Although we appreciate and use Free Licenses when appropriate, these aren’t solving the problems of copyright restrictions. Instead of trying to educate everyone on the complexities of copyright law, we’d rather make our intentions clear with this simple statement:

♡ Copying is an act of love. Please copy.

Copyheart doesn’t make any promises, but then again Creative Commons Non-Commercial licenses don’t either.

One of the leading Usenet indexing services has shut down voluntarily. The website’s owners explain that it has become increasingly difficult to operate in a business where copyright holders vigorously protect their content.“.

While a takedown notice doesn’t have to mean the end of a website, NZBMatrix appears to have trouble automating the process. And with the increasing rate at which the notices come in, NZBMatrix can’t keep up anymore.

“As everyone is aware we are DMCA/Takedown notice compliant, and always have been. Once this notice is completed we are left with an impossible task of policing our indexing bots. Even then it won’t stop there, there will be follow-up notices etc,” they explain.
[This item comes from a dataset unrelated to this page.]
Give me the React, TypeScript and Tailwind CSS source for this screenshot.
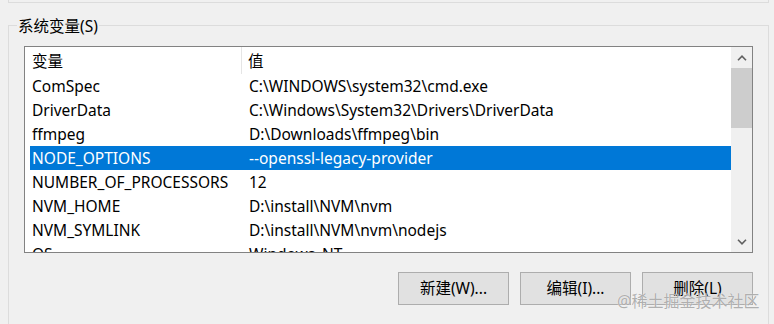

NZBMatrix adds that the more copyrighted material is removed, the less content is available to index properly, rendering a service such as NZBMatrix useless.

Shutting down a system because it is useless without infringing content shows that copyright holders have been empowered to take care of their business. That’s a civil society in good working order, with private parties pursuing happiness for themselves.

On the other hand, this company should have had access to affordable technology to automate the process. There’s no reason for a technology problem to be a company killer.

Last man standing

Ants, alligators and sharks are likely to be on earth after the humans are gone. Likewise, YouTube is likely to be there long after Spotify, Rhapsody, MOG, Rdio, Deezer, etc.

Only YouTube has established a scalable and profitable line of business.

(I think iTMS and Amazon download sales are likely to continue but become vestigial businesses that don’t matter to anybody).